The biggest point of contention is that the DOJ wants New T-Mobile -- as management is calling the company that would result from the merger -- to provide Dish unlimited access to its network. New T-Mobile wants to cap Dish Network's use to 12.5% of its total capacity. It also wants to put a limit on outside investments in Dish Network, capping strategic investors to owning a maximum of 5% in the satellite company.
Why T-Mobile needs the caps
T-Mobile has very valid reasons for wanting to limit Dish Network's use of its network. The wholesale licensing agreement will last six or seven years according to CNBC's sources, and during that time T-Mobile plans to build out a fast nationwide 5G network. What's more, it plans to use excess capacity on that network to provide home broadband internet service, eventually reaching more than 50% of the population.
As part of its promises to the FCC, New T-Mobile agreed to certain benchmarks for providing home internet service. It said it will offer service to 9.6 million households within three years, and 28 million within six years. Providing Dish with unlimited access to its network during that same period could stymie New T-Mobile's ability to properly serve the number of households it's promised the FCC.
The cap on strategic investors in Dish is meant to keep Dish from raising a lot of capital and building out its own competing network as quickly. If Dish has to move more slowly with its network buildout, then it'll give New T-Mobile more time to adjust to revenue losses resulting from the planned sale of its Boost Mobile customers -- and reduce the number of mobile customers it could lose to Dish in the short run.

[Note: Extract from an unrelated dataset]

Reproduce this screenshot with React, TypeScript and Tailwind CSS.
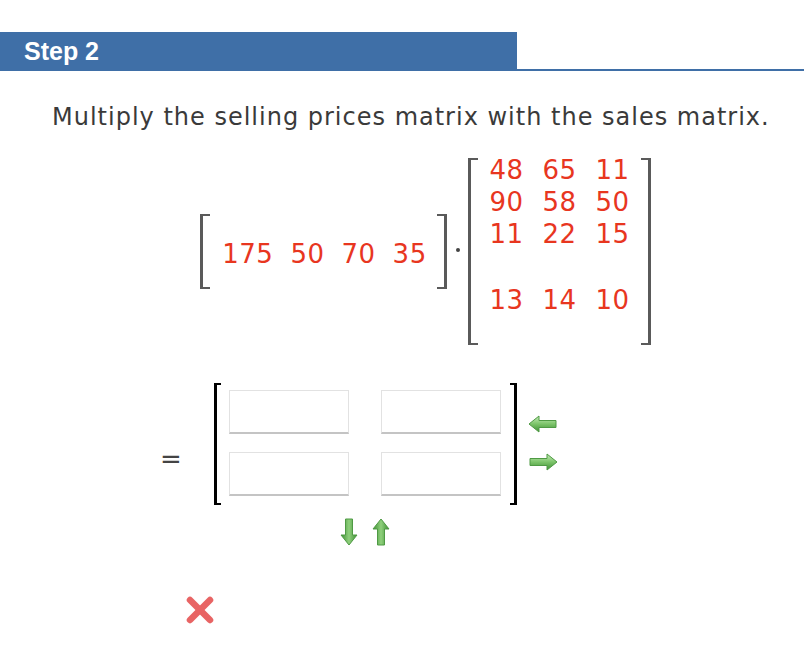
import React from "react";

const RED = "text-[#e8361f]";

function ArrowH({ dir }: { dir: "left" | "right" }) {
  const id = "g" + dir;
  return (
    <svg width="30" height="20" viewBox="0 0 30 20">
      <defs>
        <linearGradient id={id} x1="0" y1="0" x2="0" y2="1">
          <stop offset="0" stopColor="#c6ecb8" />
          <stop offset="0.5" stopColor="#7cc46a" />
          <stop offset="1" stopColor="#3f8f35" />
        </linearGradient>
      </defs>
      <g transform={dir === "right" ? "translate(30,0) scale(-1,1)" : undefined}>
        <path d="M1 10 L11 2 L11 6.5 L28 6.5 L28 13.5 L11 13.5 L11 18 Z" fill={`url(#${id})`} stroke="#4f9a44" strokeWidth="1" strokeLinejoin="round" />
      </g>
    </svg>
  );
}

function ArrowV({ dir }: { dir: "up" | "down" }) {
  const id = "v" + dir;
  return (
    <svg width="18" height="28" viewBox="0 0 18 28">
      <defs>
        <linearGradient id={id} x1="0" y1="0" x2="1" y2="0">
          <stop offset="0" stopColor="#3f8f35" />
          <stop offset="0.5" stopColor="#8fd07c" />
          <stop offset="1" stopColor="#3f8f35" />
        </linearGradient>
      </defs>
      <g transform={dir === "down" ? "translate(0,28) scale(1,-1)" : undefined}>
        <path d="M9 1 L17 11 L12.5 11 L12.5 27 L5.5 27 L5.5 11 L1 11 Z" fill={`url(#${id})`} stroke="#4f9a44" strokeWidth="1" strokeLinejoin="round" />
      </g>
    </svg>
  );
}

function InputBox() {
  return <div className="w-[120px] h-[44px] bg-white border border-[#e2e2e2] border-b-2 border-b-[#c4c4c4]" />;
}

export default function App() {
  const rows = [
    ["48", "65", "11"],
    ["90", "58", "50"],
    ["11", "22", "15"],
  ];
  return (
    <div className="w-[804px] h-[672px] bg-white relative overflow-hidden" style={{ fontFamily: '"DejaVu Sans", Verdana, sans-serif' }}>
      {/* header */}
      <div className="flex mt-[32px] h-[39px]">
        <div className="w-[517px] h-[39px] bg-[#3f6fa7] flex items-center pl-[24px]">
          <span className="text-white font-bold text-[25px] leading-none" style={{ fontFamily: '"Liberation Sans", Arial, sans-serif' }}>Step 2</span>
        </div>
        <div className="flex-1 flex flex-col justify-end">
          <div className="h-[2px] bg-[#3f6fa7]" />
        </div>
      </div>

      {/* sentence */}
      <div className="mt-[31px] pl-[52px] text-[24px] leading-[30px] tracking-[1px] text-[#3a3a3a]">
        Multiply the selling prices matrix with the sales matrix.
      </div>

      {/* product */}
      <div className={`flex items-center mt-[26px] pl-[200px] text-[26px] tracking-[0.5px] ${RED}`}>
        <div className="relative h-[75px] w-[247px] flex items-center justify-center pt-[5px]">
          <div className="absolute left-0 top-0 bottom-0 w-[10px] border-l-[3px] border-t-2 border-b-2 border-[#5a5a5a]" />
          <div className="absolute right-0 top-0 bottom-0 w-[10px] border-r-[3px] border-t-2 border-b-2 border-[#5a5a5a]" />
          <div className="flex gap-[17px] pl-[2px]">
            <span>175</span>
            <span>50</span>
            <span>70</span>
            <span>35</span>
          </div>
        </div>
        <div className="w-[21px] flex justify-center pb-[4px]">
          <div className="w-[4px] h-[4px] rounded-full bg-[#444]" />
        </div>
        <div className="relative h-[187px] w-[183px] pl-[12px]">
          <div className="absolute left-0 top-0 bottom-0 w-[10px] border-l-[3px] border-t-2 border-b-2 border-[#5a5a5a]" />
          <div className="absolute right-0 top-0 bottom-0 w-[10px] border-r-[3px] border-t-2 border-b-2 border-[#5a5a5a]" />
          <div className="flex flex-col">
            {rows.map((r, i) => (
              <div key={i} className={`flex h-[32px] items-center ${i === 0 ? "mt-[-4px]" : ""}`}>
                {r.map((c, j) => (
                  <div key={j} className="w-[53px] text-center">{c}</div>
                ))}
              </div>
            ))}
            <div className="h-[34px]" />
            <div className="flex h-[32px] items-center">
              {["13", "14", "10"].map((c, j) => (
                <div key={j} className="w-[53px] text-center">{c}</div>
              ))}
            </div>
          </div>
        </div>
      </div>

      {/* result */}
      <div className="flex mt-[38px] pl-[160px]">
        <div className="w-[54px] flex items-start pt-[63px] text-[26px] text-[#444] leading-none">=</div>
        <div className="relative h-[122px] w-[303px] flex flex-col gap-[18px] pt-[7px] pl-[15px]">
          <div className="absolute left-0 top-0 bottom-0 w-[7px] border-l-[3px] border-t-2 border-b-2 border-black" />
          <div className="absolute right-0 top-0 bottom-0 w-[7px] border-r-[3px] border-t-2 border-b-2 border-black" />
          <div className="flex gap-[32px]">
            <InputBox />
            <InputBox />
          </div>
          <div className="flex gap-[32px]">
            <InputBox />
            <InputBox />
          </div>
        </div>
        <div className="flex flex-col pl-[11px] pt-[31px] gap-[18px]">
          <ArrowH dir="left" />
          <ArrowH dir="right" />
        </div>
      </div>

      <div className="flex mt-[13px] pl-[340px] gap-[14px]">
        <ArrowV dir="down" />
        <ArrowV dir="up" />
      </div>

      {/* red X */}
      <div className="mt-[49px] pl-[185px]">
        <svg width="30" height="30" viewBox="0 0 30 30">
          <g stroke="#e65454" strokeWidth="6.5" strokeLinecap="round" opacity="0.9">
            <line x1="5" y1="5" x2="25" y2="25" />
            <line x1="25" y1="5" x2="5" y2="25" />
          </g>
        </svg>
      </div>
    </div>
  );
}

Dish will still have access to capital from debt markets and smaller investors, and its own TV service operations produced about $1.1 billion in free cash flow over the trailing twelve months. Combined, Dish should be able to build out a competitive network in the time frame allotted by the six-to-seven-year wholesale agreement, but probably not much sooner.
The Justice Department's high demands
T-Mobile and Sprint have shown a lot of commitment to getting the deal done. With their rough agreement with Dish, it seems very close to getting the Justice Department's blessing.
The DOJ may be more stringent than it has been with other recent merger proposals due to the response from the public. 14 states have jointly filed a lawsuit against the merger, saying it will result in less competition and higher prices. For the Department of Justice to uphold its decision to approve the merger, it needs to be sure competition and pricing won't see a major impact.
That means the DOJ needs to ensure a fourth competitor can establish itself in the market and compete for new customers, with a strong network to bring them in. Moreover, it needs to ensure the new competitor can do so in a way that's not cost-prohibitive in order to keep pricing pressure on the incumbents.
Both T-Mobile and Dish ought to be happy with the terms in their rough agreement. There's a clear path to a fourth competitor without a Dish Network-owned Boost Mobile becoming a major burden to New T-Mobile's plans outside of phone service. But the extra attention being paid to this case has made the DOJ more cautious. That might require T-Mobile to give up a little bit more, but there should be room for the three companies and the DOJ to work things out so that everyone's happy.